5 Vacation Rental Investment Tips



With the rise of the internet, customers no longer need to rely on travel agencies and hotel accommodation. Instead, they can make their own travel plans and rent out vacation homes for a fraction of the price. Because the demand is so high, investing in the right vacation rental home can be a brilliant choice. However, this decision shouldn’t be taken so lightly. If not done correctly, such a significant investment can have a devastating impact on your finances. Here are all critical aspects you should consider before making a vacation rental investment:

Vacation Property
Vacation Property by the Beach

 1. Figure Out the Financials

First and foremost, you have to check your finances and see whether everything is in order. It is essential to know whether you’re able to afford such an investment. That also includes thinking about different payment options, such as lending money or mortgage payments. After all, this is a large investment that can make or break your credit report. When you’re thinking of buying a vacation home and using it for short term rental business, it is always great to start with confidence and knowledge that this goal is attainable. Also, you need to be sure that you will be able to afford such a vacation rental investment.

 2. Select the Best Location

The location is probably one of the most important factors to consider when buying a vacation rental. Moreover, guests are always looking for accessible locations that are within walking distance of certain conveniences such as bus stops, metro stations, shops, etc. It is important not to rush your decision. Conduct an in-depth analysis of the city and neighborhood, and check the following information:

  • Occupancy rates in nearby vacation rentals
  • Nearby attractions
  • Market conditions
  • Crime rate
  • Seasonality
  • The average nightly rates of competitive properties. 

 3. Be Aware of the Risks

Every vacation rental investment comes with certain benefits and risks. It is very important to research and be aware of all the risks before investing in a vacation home. These are the hidden risks that all real estate investors should take into consideration before deciding on an investment property:

  • Market Seasonality

Owning vacation rental properties doesn’t necessarily mean that your rental income will always be stable. The holiday rental industry is very seasonal, and just like in any other seasonal industry, there are high and low seasons. By being aware of the low seasons, property managers can calculate the exact amount of money they would need to earn every month to remain profitable. Important factors to include in your calculations are seasonal pricing fluctuations in conjunction with regular property expenses.

  • Different Housing Regulations and Illegal Short-Term Rentals. 

Different cities, areas, and neighborhoods have different regulations. Even though it might seem like a good idea to purchase a property in a hot area, there might be some rules and regulations that can make or break your purchase. Many areas don’t allow short-term rentals, while others require permits and charge occupancy taxes.

  • Unforeseen Events. 

Unforeseen events such as bad weather, health hazards, crimes, or geopolitical concerns can have a great impact on your vacation rental investment. This is especially crucial if you’re thinking about purchasing a vacation home abroad, in countries that are currently unstable. One way to remedy these risks is to purchase decent business insurance.
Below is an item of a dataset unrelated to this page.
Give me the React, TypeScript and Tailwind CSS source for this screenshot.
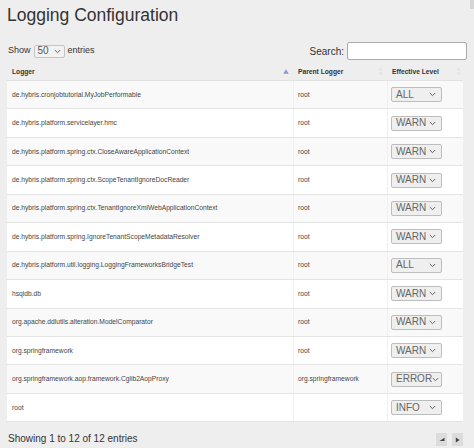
import React from "react";

type Row = { logger: string; parent: string; level: string };

const rows: Row[] = [
  { logger: "de.hybris.cronjobtutorial.MyJobPerformable", parent: "root", level: "ALL" },
  { logger: "de.hybris.platform.servicelayer.hmc", parent: "root", level: "WARN" },
  { logger: "de.hybris.platform.spring.ctx.CloseAwareApplicationContext", parent: "root", level: "WARN" },
  { logger: "de.hybris.platform.spring.ctx.ScopeTenantIgnoreDocReader", parent: "root", level: "WARN" },
  { logger: "de.hybris.platform.spring.ctx.TenantIgnoreXmlWebApplicationContext", parent: "root", level: "WARN" },
  { logger: "de.hybris.platform.spring.IgnoreTenantScopeMetadataResolver", parent: "root", level: "WARN" },
  { logger: "de.hybris.platform.util.logging.LoggingFrameworksBridgeTest", parent: "root", level: "ALL" },
  { logger: "hsqldb.db", parent: "root", level: "WARN" },
  { logger: "org.apache.ddlutils.alteration.ModelComparator", parent: "root", level: "WARN" },
  { logger: "org.springframework", parent: "root", level: "WARN" },
  { logger: "org.springframework.aop.framework.Cglib2AopProxy", parent: "org.springframework", level: "ERROR" },
  { logger: "root", parent: "", level: "INFO" },
];

function Chevron() {
  return (
    <svg width="7" height="5" viewBox="0 0 7 5" className="shrink-0">
      <path d="M0.8 1 L3.5 3.7 L6.2 1" fill="none" stroke="#666" strokeWidth="1" />
    </svg>
  );
}

function SortBoth() {
  return (
    <svg width="5" height="9" viewBox="0 0 5 9">
      <path d="M2.5 0.5 L4.5 3.5 L0.5 3.5 Z" fill="#e2e2e2" />
      <path d="M2.5 8.5 L4.5 5.5 L0.5 5.5 Z" fill="#e2e2e2" />
    </svg>
  );
}

function LevelSelect({ value }: { value: string }) {
  return (
    <div className="flex h-[15px] w-[51px] items-center justify-between rounded-[2px] border border-[#bdbdbd] bg-[#efefef] pl-[4px] pr-[5px]">
      <span className="text-[10px] leading-none text-[#666]">{value}</span>
      <Chevron />
    </div>
  );
}

export default function App() {
  return (
    <div
      className="relative h-[448px] w-[474px] overflow-hidden bg-[#eeeeee] text-[#333]"
      style={{ fontFamily: '"Liberation Sans", Arial, sans-serif' }}
    >
      {/* scrollbar nub */}
      <div className="absolute right-0 top-0 h-[9px] w-[4px] bg-[#d6d6d6]" />

      <h1 className="pl-[7px] pt-[3px] text-[17.5px] leading-[24px] text-[#333]">Logging Configuration</h1>

      <div className="mt-[15px] flex h-[18px] items-center pl-[8px] pr-[7px]">
        <span className="text-[9px]">Show</span>
        <div className="ml-[3px] flex h-[13px] w-[31px] items-center justify-between rounded-[2px] border border-[#c4c4c4] bg-[#f2f2f2] pl-[3px] pr-[3px]">
          <span className="text-[10px] leading-none text-[#555]">50</span>
          <Chevron />
        </div>
        <span className="ml-[3px] text-[9px]">entries</span>
        <span className="ml-auto text-[10px]">Search:</span>
        <div className="ml-[3px] h-[18px] w-[120px] rounded-[2px] border border-[#aaa] bg-white" />
      </div>

      <div className="ml-[7px] mt-[4px] w-[456px] text-[6.7px]">
        <div className="grid h-[17px] grid-cols-[286px_94px_76px] items-center border-b border-[#e2e2e2] font-bold">
          <div className="flex items-center justify-between pl-[5px] pr-[4px]">
            <span>Logger</span>
            <svg width="6" height="5" viewBox="0 0 6 5">
              <path d="M3 0.3 L5.8 4.7 L0.2 4.7 Z" fill="#8e95d8" />
            </svg>
          </div>
          <div className="flex items-center justify-between pl-[5px] pr-[4px]">
            <span>Parent Logger</span>
            <SortBoth />
          </div>
          <div className="flex items-center justify-between pl-[5px] pr-[2px]">
            <span>Effective Level</span>
            <SortBoth />
          </div>
        </div>
        {rows.map((r, i) => (
          <div
            key={r.logger}
            className={`grid h-[28.45px] grid-cols-[286px_94px_76px] items-center border-b border-[#e4e4e4] text-[#444] ${
              i % 2 === 0 ? "bg-[#f9f9f9]" : "bg-white"
            }`}
          >
            <div className="flex h-full items-center pl-[5px]">{r.logger}</div>
            <div className="flex h-full items-center border-l border-[#f0f0f0] pl-[4px]">{r.parent}</div>
            <div className="flex h-full items-center border-l border-[#f0f0f0] pl-[3px]">
              <LevelSelect value={r.level} />
            </div>
          </div>
        ))}
      </div>

      <div className="mt-[9px] flex items-center pl-[8px] pr-[11px]">
        <span className="text-[10px]">Showing 1 to 12 of 12 entries</span>
        <div className="ml-auto mt-[2px] flex gap-[5px]">
          <div className="flex h-[13px] w-[11px] items-center justify-center bg-[#dcdcdc]">
            <svg width="6" height="5" viewBox="0 0 6 5">
              <path d="M0.5 4 L5.5 0.8 L5.5 4 Z" fill="#444" />
            </svg>
          </div>
          <div className="flex h-[13px] w-[11px] items-center justify-center bg-[#dcdcdc]">
            <svg width="5" height="6" viewBox="0 0 5 6">
              <path d="M0.8 0.5 L4.5 3 L0.8 5.5 Z" fill="#444" />
            </svg>
          </div>
        </div>
      </div>
    </div>
  );
}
4. Conduct an In-Depth Market and Competitive Analysis

A market analysis is one of the most important aspects of every investment strategy. Explore the current environment, average price ranges, and other short- and long-term rental properties in the neighborhood. That will be a great indicator of how much money you should pay for a home and how much you should charge for a stay. There are many useful apps that will automate the whole process and provide you with an in-depth market and competitive analysis in a matter of minutes.

5. Calculate Your Expected Income and Expenses

Lastly, when it comes to real estate investment, it is important to estimate expected income and expenses before making a final decision. Being profitable should be your goal, and you shouldn’t settle for anything less. You want to set prices that will make everything worth your while, but those prices shouldn’t be too high because that will put off the guests. It is vital to find a middle ground, which will allow you to remain profitable while having a steady flow of customers. 

However, a business is not all about profits, so make sure to take into account potential expenses too. They will include furniture, amenities, utilities, cleaning services, insurance, etc. Another expense that you should consider is hiring a property management company to take care of the property. However, you don’t necessarily need to use its services. So, if you think that you can do everything on your own, then go for it!

Investing in vacation rental properties has become a popular way of making passive income. That isn’t a coincidence, though. Vacation rental investments have proven to be very profitable because traveling has never been more accessible. However, it is important to be serious about it and do the proper research before making any rash decisions. Approach the matter conscientiously and diligently, and this investment might be the best decision you’ve ever made.